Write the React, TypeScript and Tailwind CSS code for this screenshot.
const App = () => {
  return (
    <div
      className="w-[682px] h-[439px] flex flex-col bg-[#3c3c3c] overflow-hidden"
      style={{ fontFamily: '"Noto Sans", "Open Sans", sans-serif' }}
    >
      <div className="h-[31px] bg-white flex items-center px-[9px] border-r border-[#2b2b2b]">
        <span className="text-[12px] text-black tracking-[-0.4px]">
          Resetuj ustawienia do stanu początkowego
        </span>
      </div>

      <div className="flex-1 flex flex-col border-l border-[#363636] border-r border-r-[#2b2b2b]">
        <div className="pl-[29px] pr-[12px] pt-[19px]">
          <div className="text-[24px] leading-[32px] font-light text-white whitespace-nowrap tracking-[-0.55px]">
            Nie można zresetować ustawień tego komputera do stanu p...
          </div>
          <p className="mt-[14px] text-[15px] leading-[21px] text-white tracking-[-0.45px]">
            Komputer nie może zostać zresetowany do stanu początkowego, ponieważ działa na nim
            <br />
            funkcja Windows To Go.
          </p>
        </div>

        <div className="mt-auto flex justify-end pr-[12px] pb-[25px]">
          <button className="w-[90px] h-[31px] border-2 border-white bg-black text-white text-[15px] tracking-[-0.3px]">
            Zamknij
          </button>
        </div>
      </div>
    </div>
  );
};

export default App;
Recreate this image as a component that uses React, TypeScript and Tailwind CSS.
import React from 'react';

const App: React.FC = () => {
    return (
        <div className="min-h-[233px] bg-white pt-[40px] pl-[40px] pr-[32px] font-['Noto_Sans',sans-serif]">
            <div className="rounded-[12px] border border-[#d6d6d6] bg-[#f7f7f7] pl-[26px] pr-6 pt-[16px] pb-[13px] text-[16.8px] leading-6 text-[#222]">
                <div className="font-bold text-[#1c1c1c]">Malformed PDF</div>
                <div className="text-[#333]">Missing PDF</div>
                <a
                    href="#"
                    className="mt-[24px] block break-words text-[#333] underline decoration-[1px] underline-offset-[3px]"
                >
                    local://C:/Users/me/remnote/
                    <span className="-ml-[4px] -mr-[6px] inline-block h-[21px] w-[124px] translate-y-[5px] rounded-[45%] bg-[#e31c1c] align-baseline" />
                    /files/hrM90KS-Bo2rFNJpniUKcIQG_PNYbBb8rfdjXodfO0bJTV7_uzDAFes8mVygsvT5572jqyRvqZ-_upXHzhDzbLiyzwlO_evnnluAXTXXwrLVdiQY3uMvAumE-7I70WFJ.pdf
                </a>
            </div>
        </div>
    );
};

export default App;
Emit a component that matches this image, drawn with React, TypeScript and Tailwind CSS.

++++++++

▶ **Exercise requirements**
Reproduce verbatim only the segment of the listing bounded by the line containing "Recreate this image" and the line containing "import React from 'react';", with both boundary lines included.

▶ **Expected answer**
Recreate this image as a component that uses React, TypeScript and Tailwind CSS.
import React from 'react';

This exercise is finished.